Optimizing functions
The sherpa.optmethods
module provides classes that let you
optimize models when applyed to data instances, and this is handled by the fit module. You can apply the optimizers directly to
functions if you do not need to take advantage of Sherpa’s model and
data classes.
The optimizers in sherpa.optmethods.optfcts
are functions
which follow the same interface:
optimizer(cb, start, lolims, hilims, **kwargs)
where cb
is a callable that given a set or parameters returns the
current statistic, start
is the starting positions of the
parameters, lolims
and hilims
are the bounds of the parameters,
and the remaining keyword arguments are specific to the optimizer.

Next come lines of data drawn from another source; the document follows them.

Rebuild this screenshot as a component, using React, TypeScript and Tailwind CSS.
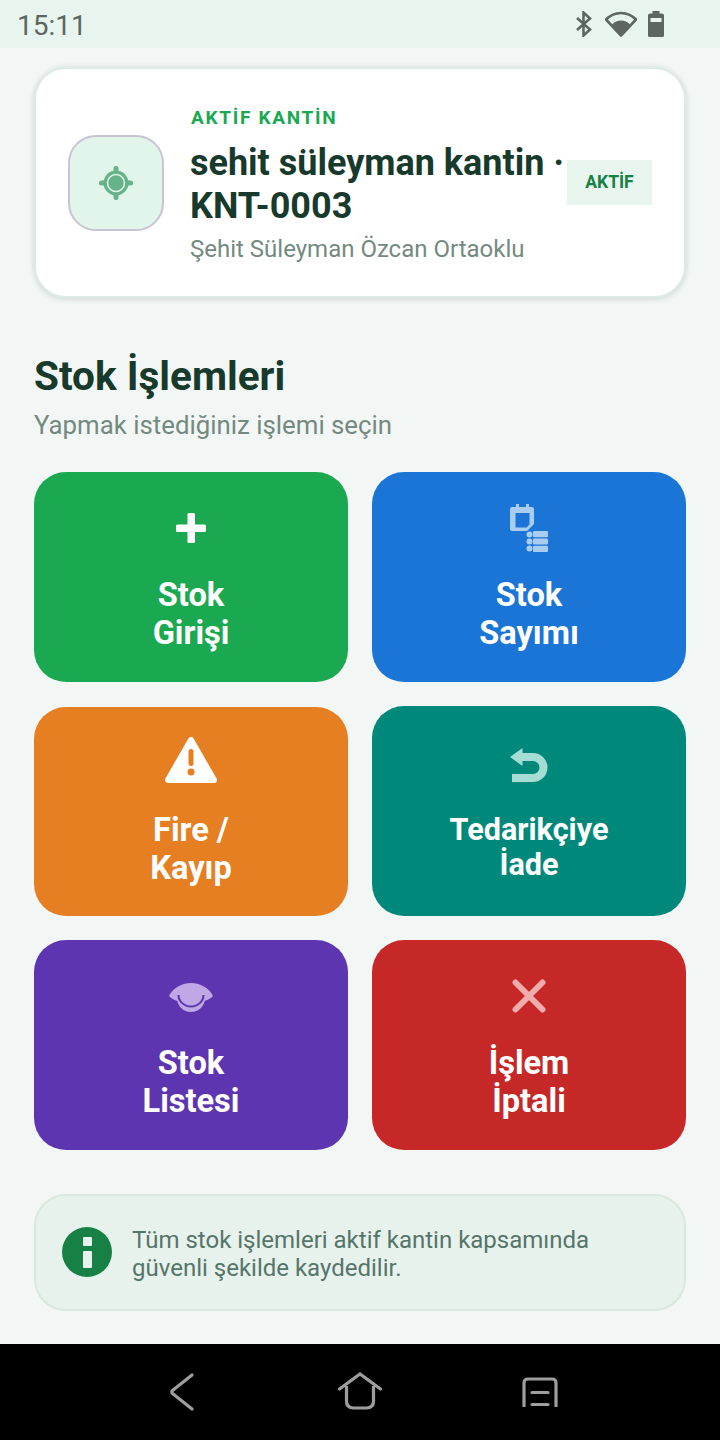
import React from "react";

const Tile = ({ bg, mt, h, icon, lines, text }: { bg: string; mt?: string; h?: string; icon: React.ReactNode; lines: string[]; text?: string }) => (
  <div className={`${bg} ${mt ?? ""} ${h ?? "h-[210px]"} rounded-[32px] flex flex-col items-center pt-[28px]`}>
    <div className="h-[58px] w-[60px] flex items-center justify-center">{icon}</div>
    <div className={`text-white font-bold text-center ${text ?? "mt-[18px] text-[32.600px] leading-[38px]"}`}>
      {lines.map((l) => (
        <div key={l}>{l}</div>
      ))}
    </div>
  </div>
);

export default function App() {
  return (
    <div className="w-[720px] h-[1440px] flex flex-col bg-[#f2f7f5] overflow-hidden font-['Roboto',sans-serif]">
      <div className="h-[48px] bg-[#e8f5ee] flex items-center justify-between pl-[17px] pr-[56px] shrink-0">
        <span className="text-[28px] text-[#5e6662] leading-none pt-[3px]">15:11</span>
        <div className="flex items-center gap-[11px]">
          <svg width="20" height="26" viewBox="0 0 20 26" fill="none" stroke="#5e6662" strokeWidth="2.6">
            <path d="M3 7l13 11.500-6.500 6V1.500l6.500 6L3 19" />
          </svg>
          <svg width="32" height="26" viewBox="0 0 32 26">
            <path d="M16 24.500 1 8.500C5 4.500 10 2 16 2s11 2.500 15 6.500z" fill="none" stroke="#5e6662" strokeWidth="2.600" strokeLinejoin="round" />
            <path d="M16 24 7 13.500C9.500 11 12.500 9.500 16 9.500s6.500 1.500 9 4z" fill="#5e6662" />
          </svg>
          <svg width="16" height="26" viewBox="0 0 16 26">
            <path d="M4.500 0h7v2.500h2.500a2 2 0 0 1 2 1.500v20.500a1.500 1.500 0 0 1-1.500 1.500h-13A1.500 1.500 0 0 1 0 24.500V4a2 2 0 0 1 2-1.500h2.500z" fill="#5e6662" />
            <rect x="2.500" y="7" width="11" height="4" fill="#e8f5ee" />
          </svg>
        </div>
      </div>

      <div className="flex-1 flex flex-col px-[34px] pt-[19px]">
        <div className="h-[231px] bg-white rounded-[32px] border-2 border-[#dcebe3] shadow-[0_1px_6px_rgba(0,0,0,0.15)] flex items-center pl-[32px] shrink-0">
          <div className="w-[96px] h-[96px] rounded-[28px] bg-[#e2f5ea] border-2 border-[#c9c4d4] flex items-center justify-center shrink-0">
            <svg width="34" height="34" viewBox="0 0 34 34">
              <rect x="14.500" y="0" width="5" height="34" rx="2.500" fill="#66b38a" />
              <rect x="0" y="14.500" width="34" height="5" rx="2.500" fill="#66b38a" />
              <circle cx="17" cy="17" r="12.500" fill="#66b38a" />
              <circle cx="17" cy="17" r="8.500" fill="#66b38a" stroke="#e2f5ea" strokeWidth="1.500" />
            </svg>
          </div>
          <div className="ml-[26px] w-[377px] shrink-0 pt-[4px]">
            <div className="text-[19px] leading-[24px] font-bold tracking-[1.700px] pl-[1px] text-[#1aa850]">AKTİF KANTİN</div>
            <div className="mt-[12px] text-[36px] leading-[43px] font-bold text-[#173a2c]">
              sehit süleyman kantin ·<br />
              KNT-0003
            </div>
            <div className="mt-[6px] text-[24px] leading-[30px] text-[#748a80]">Şehit Süleyman Özcan Ortaoklu</div>
          </div>
          <div className="w-[85px] h-[45px] bg-[#e8f5ee] flex items-center justify-center text-[17.500px] font-bold text-[#178045] shrink-0">
            AKTİF
          </div>
        </div>

        <div className="mt-[53px] text-[40.500px] leading-[50px] font-bold text-[#173a2c]">Stok İşlemleri</div>
        <div className="mt-[9px] text-[25.800px] leading-[30px] text-[#748a80]">Yapmak istediğiniz işlemi seçin</div>

        <div className="mt-[32px] grid grid-cols-2 gap-x-[24px]">
          <Tile
            bg="bg-[#1aa850]"
            lines={["Stok", "Girişi"]}
            icon={
              <svg width="30" height="30" viewBox="0 0 30 30" fill="#fff" className="mb-[2px]">
                <rect x="11.500" y="0" width="7.500" height="30" rx="1.500" />
                <rect x="0" y="11.500" width="30" height="7.500" rx="1.500" />
              </svg>
            }
          />
          <Tile
            bg="bg-[#1a75d6]"
            lines={["Stok", "Sayımı"]}
            icon={
              <svg width="38" height="48" viewBox="0 0 38 48" fill="#a9cdf0" className="mb-[2px]">
                <path d="M2 3h4V0h3v3h7V0h3v3h3a2 2 0 0 1 2 2v15l-7 7H2a2 2 0 0 1-2-2V5a2 2 0 0 1 2-2zM5.500 9v14.500h11L19.500 20.500V9z" fillRule="evenodd" />
                <circle cx="19.500" cy="30.500" r="3" />
                <circle cx="19.500" cy="37.500" r="3" />
                <circle cx="19.500" cy="44.500" r="3" />
                <rect x="23" y="27" width="15" height="6.200" rx="1" />
                <rect x="23" y="34.400" width="15" height="6.200" rx="1" />
                <rect x="23" y="41.800" width="15" height="6.200" rx="1" />
              </svg>
            }
          />
          <Tile
            bg="bg-[#e67e22]"
            mt="mt-[25px]"
            h="h-[209px]"
            lines={["Fire /", "Kayıp"]}
            icon={
              <svg width="54" height="48" viewBox="0 0 54 48" className="mb-[8px]">
                <path d="M27 4 4 44h46z" fill="#fff" stroke="#fff" strokeWidth="6" strokeLinejoin="round" />
                <rect x="24.500" y="13" width="5" height="17" rx="2.500" fill="#e67e22" />
                <circle cx="27" cy="36" r="3.500" fill="#e67e22" />
              </svg>
            }
          />
          <Tile
            bg="bg-[#00897b]"
            mt="mt-[24px]"
            text="mt-[20px] text-[30.600px] leading-[35px]"
            lines={["Tedarikçiye", "İade"]}
            icon={
              <svg width="38" height="34" viewBox="0 0 38 34" fill="none" stroke="#a5dcd4" strokeWidth="8" className="mt-[4px]">
                <path d="M10 9h13a10.500 10.500 0 0 1 0 21H2" />
                <path d="M12.500 0 0 9l12.500 9z" fill="#a5dcd4" stroke="none" />
              </svg>
            }
          />
          <Tile
            bg="bg-[#5e35b1]"
            mt="mt-[24px]"
            lines={["Stok", "Listesi"]}
            icon={
              <svg width="44" height="29" viewBox="0 0 44 29">
                <path d="M1 11C6 4 13 0 22 0s16 4 21 11c1 1.500 1 2.500-.5 3.500C39 17 37 18 33 18H11c-4 0-6-1-9.500-3.500C0 13.500 0 12.500 1 11z" fill="#c0a8e6" />
                <circle cx="22" cy="15" r="14" fill="#c0a8e6" />
                <path d="M9.500 12a12.500 11.500 0 0 0 25 0" fill="none" stroke="#5e35b1" strokeWidth="2" />
                <circle cx="22" cy="11" r="10" fill="#c0a8e6" />
              </svg>
            }
          />
          <Tile
            bg="bg-[#c62828]"
            mt="mt-[24px]"
            lines={["İşlem", "İptali"]}
            icon={
              <svg width="34" height="34" viewBox="0 0 34 34" stroke="#eeacac" strokeWidth="6" strokeLinecap="round" className="mb-[2px]">
                <path d="M3.500 3.500l27 27M30.500 3.500l-27 27" />
              </svg>
            }
          />
        </div>

        <div className="mt-[44px] h-[117px] rounded-[32px] bg-[#e8f2ec] border-2 border-[#d8e8df] flex items-center pl-[26px] shrink-0">
          <div className="w-[50px] h-[50px] rounded-full bg-[#178045] flex flex-col items-center justify-center gap-[5px] shrink-0 mt-[-1px]">
            <div className="w-[9px] h-[9px] bg-[#e8f2ec] rounded-[1px]" />
            <div className="w-[9px] h-[17px] bg-[#e8f2ec] rounded-[1px]" />
          </div>
          <div className="ml-[20px] pt-[2px] text-[24px] leading-[28px] text-[#55756a]">
            Tüm stok işlemleri aktif kantin kapsamında
            <br />
            güvenli şekilde kaydedilir.
          </div>
        </div>
      </div>

      <div className="h-[96px] bg-black shrink-0 flex items-center pl-[169px]">
        <svg width="26" height="38" viewBox="0 0 26 38" fill="none" stroke="#9e9e9e" strokeWidth="3.200" strokeLinecap="round" strokeLinejoin="round" className="mt-[-1px]">
          <path d="M23 2 3.500 17.500a2 2 0 0 0 0 3L23 36" />
        </svg>
        <svg width="44" height="38" viewBox="0 0 44 38" fill="none" stroke="#9e9e9e" strokeWidth="3.200" className="ml-[143px] mt-[-3px]">
          <path d="M1.500 17 22 2l20.500 15" strokeLinecap="round" />
          <path d="M8.500 14v15c0 5 3 7 7 7h13c4 0 7-2 7-7V14" />
        </svg>
        <svg width="36" height="30" viewBox="0 0 36 30" fill="none" stroke="#9e9e9e" strokeWidth="3.200" className="ml-[140px]">
          <path d="M2 30V6c0-2.500 1.500-4 4-4h24c2.500 0 4 1.500 4 4v24" />
          <path d="M10 15.500h16M10 27.500h16" strokeLinecap="round" />
        </svg>
      </div>
    </div>
  );
}
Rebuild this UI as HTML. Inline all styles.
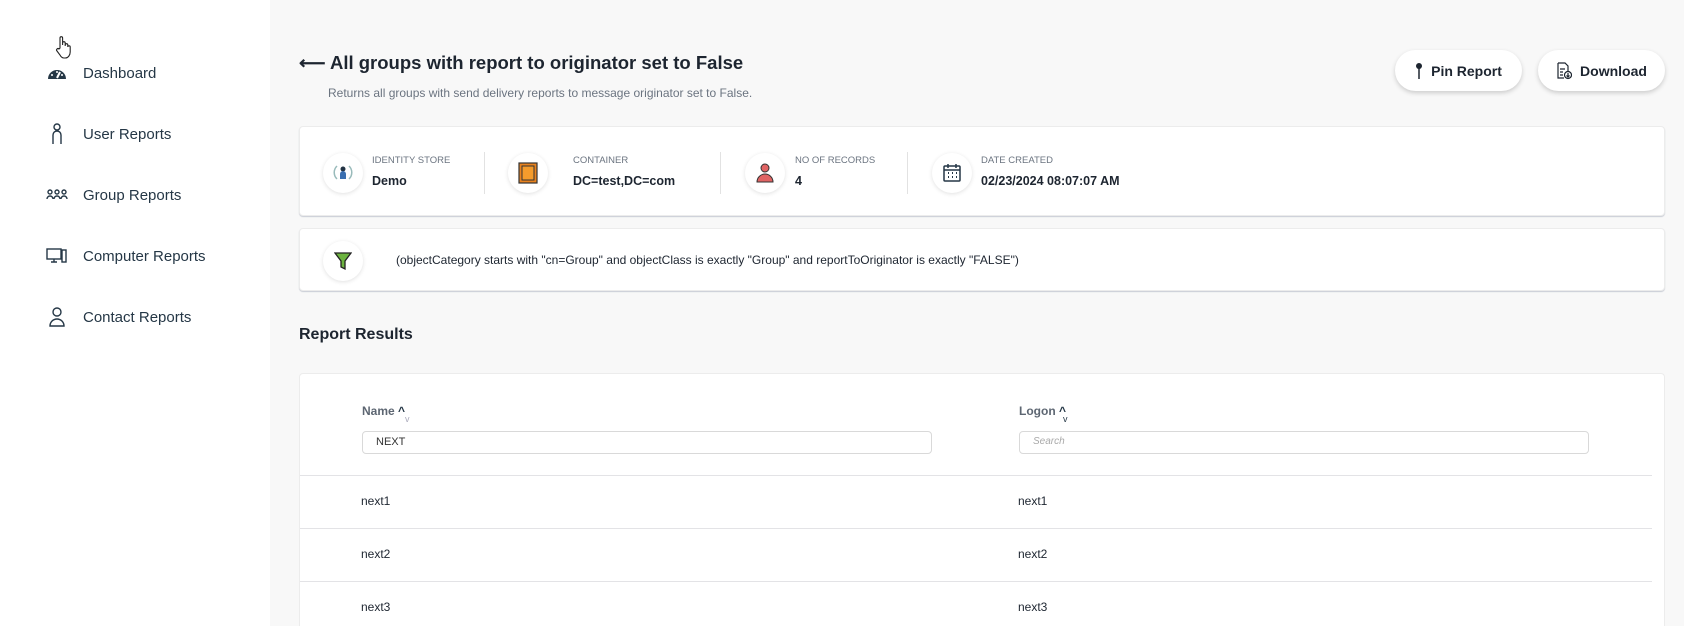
<!DOCTYPE html>
<html><head><meta charset="utf-8"><style>
*{box-sizing:border-box;margin:0;padding:0}
html,body{width:1684px;height:626px;overflow:hidden}
body{background:#f8f8f8;font-family:"Liberation Sans",sans-serif;color:#1d2530;position:relative}
.side{position:absolute;left:0;top:0;width:270px;height:626px;background:#fff}
.nav{position:absolute;left:46px;display:flex;align-items:center;font-size:15px;color:#253746}
.nav svg{width:22px;height:22px;margin-right:15px}
.abs{position:absolute}
h1{position:absolute;left:299px;top:52px;font-size:18.5px;font-weight:bold;color:#1d2530}
.sub{position:absolute;left:328px;top:86px;font-size:12px;color:#6b7480}
.btn{position:absolute;top:50px;height:41px;background:#fff;border-radius:21px;box-shadow:0 2px 5px rgba(0,0,0,.18);font-size:14px;font-weight:bold;display:flex;align-items:center;justify-content:center;gap:8px}
.card{position:absolute;left:299px;width:1366px;background:#fff;border:1px solid #ececec;border-radius:4px;box-shadow:0 1px 1px #c8ccd4}
.ic{position:absolute;width:40px;height:40px;border-radius:50%;background:#fff;box-shadow:0 1px 4px rgba(0,0,0,.12);display:flex;align-items:center;justify-content:center}
.lb{position:absolute;font-size:9.5px;color:#6b7480;top:28px}
.vl{position:absolute;font-size:12.5px;font-weight:bold;top:47px}
.dv{position:absolute;top:25px;width:1px;height:42px;background:#e2e2e2}
.th{position:absolute;top:30px;font-size:12px;font-weight:bold;color:#5d6672}
.inp{position:absolute;top:57px;height:23px;border:1px solid #d9d9d9;border-radius:4px;font-size:11px;padding:4px 13px}
.row{position:absolute;left:0;width:1352px;border-top:1px solid #e3e3e6}
.cell{position:absolute;font-size:12px;color:#1d2530}
</style></head><body>
<div class="side">
 <svg class="abs" style="left:55px;top:35px" width="16" height="24" viewBox="0 0 16 24" fill="#fff" stroke="#222" stroke-width="1.1"><path d="M5 13V3a1.3 1.3 0 0 1 2.6 0v7V8a1.3 1.3 0 0 1 2.6 0v3-1a1.3 1.3 0 0 1 2.6 0v2a1.2 1.2 0 0 1 2.4 0v5c0 3-2 6-5 6H9c-2 0-3-1-4-3l-3-4a1.3 1.3 0 0 1 2-2z"/></svg>
 <div class="nav" style="top:62px"><svg viewBox="0 0 22 22"><path d="M2 17a9 9 0 0 1 18 0z" fill="#253746"/><path d="M11 16l3-6" stroke="#fff" stroke-width="2"/><circle cx="6" cy="13" r="1" fill="#fff"/><circle cx="16" cy="13" r="1" fill="#fff"/><circle cx="11" cy="10" r="1" fill="#fff"/></svg>Dashboard</div>
 <div class="nav" style="top:123px"><svg viewBox="0 0 22 22" fill="none" stroke="#253746" stroke-width="1.4"><circle cx="11" cy="4" r="3"/><path d="M7 21v-9a4 4 0 0 1 8 0v9"/></svg>User Reports</div>
 <div class="nav" style="top:184px"><svg viewBox="0 0 22 22" fill="none" stroke="#253746" stroke-width="1.4"><circle cx="4" cy="8" r="2"/><circle cx="11" cy="8" r="2"/><circle cx="18" cy="8" r="2"/><path d="M1 15a3 3 0 0 1 6 0M8 15a3 3 0 0 1 6 0M15 15a3 3 0 0 1 6 0"/></svg>Group Reports</div>
 <div class="nav" style="top:245px"><svg viewBox="0 0 22 22" fill="none" stroke="#253746" stroke-width="1.4"><rect x="1" y="4" width="14" height="10"/><path d="M8 14v3M5 17h6"/><rect x="16" y="5" width="4" height="12"/></svg>Computer Reports</div>
 <div class="nav" style="top:306px"><svg viewBox="0 0 22 22" fill="none" stroke="#253746" stroke-width="1.4"><circle cx="11" cy="6" r="4"/><path d="M4 20a7 7 0 0 1 14 0z"/></svg>Contact Reports</div>
</div>
<h1>⟵ All groups with report to originator set to False</h1>
<div class="sub">Returns all groups with send delivery reports to message originator set to False.</div>
<div class="btn" style="left:1395px;width:127px"><svg width="8" height="18" viewBox="0 0 8 18"><circle cx="4" cy="4" r="3" fill="#1d2530"/><path d="M4 6v11" stroke="#1d2530" stroke-width="1.5"/></svg>Pin Report</div>
<div class="btn" style="left:1538px;width:127px"><svg width="16" height="18" viewBox="0 0 16 18" fill="none" stroke="#1d2530" stroke-width="1.2"><path d="M2 1h7l3 3v5M2 1v15h6"/><path d="M4 7h5M4 10h3M4 13h3"/><circle cx="12" cy="13" r="3.5"/><path d="M12 11v4M10.5 13.5l1.5 1.5 1.5-1.5"/></svg>Download</div>

<div class="card" style="top:126px;height:90px">
 <div class="ic" style="left:23px;top:26px"><svg width="20" height="22" viewBox="0 0 20 22"><path d="M4 4a9 9 0 0 0 0 13M16 4a9 9 0 0 1 0 13" stroke="#9bb" fill="none" stroke-width="1.5"/><circle cx="10" cy="7" r="2.5" fill="#234"/><path d="M7 17v-5a3 3 0 0 1 6 0v5z" fill="#3a6fb0"/></svg></div>
 <div class="lb" style="left:72px">IDENTITY STORE</div><div class="vl" style="left:72px">Demo</div>
 <div class="dv" style="left:184px"></div>
 <div class="ic" style="left:208px;top:26px"><svg width="20" height="22" viewBox="0 0 20 22"><rect x="1" y="1" width="18" height="20" fill="#e8821e" stroke="#333" stroke-width="1.2"/><rect x="4" y="4" width="12" height="14" fill="#f49b2c" stroke="#333" stroke-width="1"/></svg></div>
 <div class="lb" style="left:273px">CONTAINER</div><div class="vl" style="left:273px">DC=test,DC=com</div>
 <div class="dv" style="left:420px"></div>
 <div class="ic" style="left:445px;top:26px"><svg width="20" height="22" viewBox="0 0 20 22"><circle cx="10" cy="6" r="4" fill="#e06464" stroke="#333"/><path d="M2 20a8 8 0 0 1 16 0z" fill="#e06464" stroke="#333"/></svg></div>
 <div class="lb" style="left:495px">NO OF RECORDS</div><div class="vl" style="left:495px">4</div>
 <div class="dv" style="left:607px"></div>
 <div class="ic" style="left:632px;top:26px"><svg width="20" height="20" viewBox="0 0 20 20" fill="none" stroke="#253746" stroke-width="1.5"><rect x="2" y="3" width="16" height="15" rx="1"/><path d="M2 7h16M6 1v4M14 1v4"/><path d="M6 10h1M10 10h1M14 10h1M6 14h1M10 14h1M14 14h1" stroke-width="2"/></svg></div>
 <div class="lb" style="left:681px">DATE CREATED</div><div class="vl" style="left:681px">02/23/2024 08:07:07 AM</div>
</div>

<div class="card" style="top:228px;height:63px">
 <div class="ic" style="left:23px;top:12px"><svg width="18" height="20" viewBox="0 0 18 20"><path d="M1 2h16l-6 8v8l-4-2v-6z" fill="#6cb33f" stroke="#222" stroke-width="1.3"/></svg></div>
 <div class="abs" style="left:96px;top:24px;font-size:12px">(objectCategory starts with "cn=Group" and objectClass is exactly "Group" and reportToOriginator is exactly "FALSE")</div>
</div>

<div class="abs" style="left:299px;top:326px;font-size:16px;font-weight:bold">Report Results</div>

<div class="card" style="top:373px;height:253px;box-shadow:none;border-bottom:none;border-radius:4px 4px 0 0">
 <div class="th" style="left:62px">Name <span style="color:#253746">^</span></div>
 <div class="abs" style="left:105px;top:40px;font-size:9px;color:#aab">v</div>
 <div class="inp" style="left:62px;width:570px;color:#333">NEXT</div>
 <div class="th" style="left:719px">Logon <span style="color:#253746">^</span></div>
 <div class="abs" style="left:763px;top:40px;font-size:9px;color:#253746">v</div>
 <div class="inp" style="left:719px;width:570px;color:#aaa;font-style:italic;font-size:10px">Search</div>
 <div class="row" style="top:101px"></div>
 <div class="row" style="top:154px"></div>
 <div class="row" style="top:207px"></div>
 <div class="cell" style="left:61px;top:120px">next1</div><div class="cell" style="left:718px;top:120px">next1</div>
 <div class="cell" style="left:61px;top:173px">next2</div><div class="cell" style="left:718px;top:173px">next2</div>
 <div class="cell" style="left:61px;top:226px">next3</div><div class="cell" style="left:718px;top:226px">next3</div>
</div>
</body></html>
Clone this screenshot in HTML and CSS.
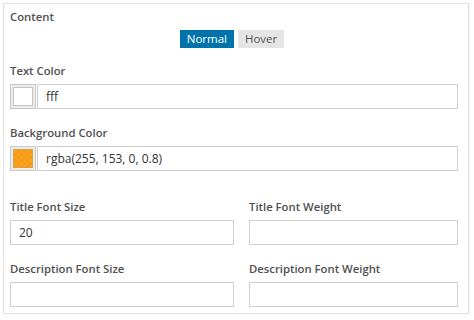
FILE: index.html
```html
<!DOCTYPE html>
<html>
<head>
<meta charset="utf-8">
<link rel="stylesheet" href="styles.css">
</head>
<body>
<div class="panel">
  <div class="label">Content</div>
  <div class="tabs">
    <span class="tab active">Normal</span>
    <span class="tab">Hover</span>
  </div>

  <div class="field first">
    <div class="label">Text Color</div>
    <div class="color-row">
      <span class="swatch"><span class="chip chip-white"></span></span>
      <div class="input">fff</div>
    </div>
  </div>

  <div class="field">
    <div class="label">Background Color</div>
    <div class="color-row">
      <span class="swatch"><span class="chip chip-orange"></span></span>
      <div class="input">rgba(255, 153, 0, 0.8)</div>
    </div>
  </div>

  <div class="grid section">
    <div class="cell">
      <div class="label">Title Font Size</div>
      <div class="input">20</div>
    </div>
    <div class="cell">
      <div class="label">Title Font Weight</div>
      <div class="input"></div>
    </div>
    <div class="cell row2">
      <div class="label">Description Font Size</div>
      <div class="input"></div>
    </div>
    <div class="cell row2">
      <div class="label">Description Font Weight</div>
      <div class="input"></div>
    </div>
  </div>
</div>
</body>
</html>
```

FILE: styles.css
```css
html, body {
  margin: 0;
  padding: 0;
  background: #ffffff;
}
body {
  font-family: "Open Sans", "Noto Sans", sans-serif;
  font-size: 12px;
  color: #444;
}
.panel {
  margin: 3px 0 0 3px;
  width: 448px;
  padding: 5px 10px 6px 6px;
  border: 1px solid #e1e1e1;
  box-shadow: 1px 1px 2px rgba(0, 0, 0, 0.06);
  background: #fff;
}
.label {
  font-size: 11.3px;
  font-weight: 600;
  line-height: 16px;
  color: #505050;
  margin-bottom: 5px;
}
.tabs {
  display: flex;
  justify-content: center;
  gap: 4px;
  padding-right: 4px;
}
.tab {
  display: inline-block;
  height: 18px;
  line-height: 18px;
  padding: 0 7px;
  font-size: 11.5px;
  background: #e5e5e5;
  color: #555;
}
.tab.active {
  background: #0073aa;
  color: #fff;
}
.field {
  margin-top: 16px;
}
.field.first {
  margin-top: 15px;
}
.color-row {
  display: flex;
  gap: 1px;
}
.swatch {
  box-sizing: border-box;
  width: 26px;
  height: 25px;
  border: 1px solid #c8c8c8;
  background: #ececec;
  padding: 2px;
  flex: none;
}
.chip {
  display: block;
  box-sizing: border-box;
  width: 100%;
  height: 100%;
  border: 1px solid #c4c4c4;
}
.chip-white {
  background: #fff;
}
.chip-orange {
  background-color: #ffa21a;
  background-image:
    linear-gradient(45deg, rgba(0,0,0,0.05) 25%, transparent 25%, transparent 75%, rgba(0,0,0,0.05) 75%),
    linear-gradient(45deg, rgba(0,0,0,0.05) 25%, transparent 25%, transparent 75%, rgba(0,0,0,0.05) 75%);
  background-size: 6px 6px;
  background-position: 0 0, 3px 3px;
  border-color: #d9a04a;
}
.input {
  box-sizing: border-box;
  flex: 1;
  height: 25px;
  line-height: 23px;
  border: 1px solid #cfcfcf;
  padding: 0 8px;
  color: #333;
  font-size: 12px;
  background: #fff;
}
.grid {
  display: grid;
  grid-template-columns: 224px 1fr;
  column-gap: 15px;
}
.grid.section {
  margin-top: 28px;
}
.cell.row2 {
  margin-top: 16px;
}
```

These optimizers can be compared to SciPy’s optimiaztion routines.
Examples
The following imports have been made:
>>> import numpy as np
>>> from matplotlib import pyplot as plt
>>> from matplotlib import colors
>>> from mpl_toolkits.mplot3d import Axes3D
>>> from astropy.table import Table
>>> from sherpa.optmethods import optfcts
A simple function
The function we want to optimize is a version of the
Rosenbrock function,
where a=2
and b=10
, so the best-fit location is at:
x = a = 2
y = a**2 = 4
Note
The Sherpa test suite contains a number of test cases based on functions like this, taken from More, J. J., Garbow, B. S., and Hillstrom, K. E.. Testing unconstrained optimization software. United States: N. p., 1978. Web. doi:10.2172/6650344..
The SciPy optimization tutorial
uses a=1
and b=100
.
The function is:
def rosenbrock(x, y):
a, b = 2, 10
return (a - x)**2 + b * (y - x**2)**2
We can look at the surface close to the best-fit location What does the function look like?
>>> y, x = np.mgrid[-2:5.1:0.1, -3:3.1:0.1]
>>> surface = rosenbrock(x, y)
>>> print(surface.shape)
(71, 61)
>>> print(surface.min())
0.0
>>> print(surface.max())
1235.0
This can be visualized as:
>>> fig, ax = plt.subplots(subplot_kw={"projection": "3d"})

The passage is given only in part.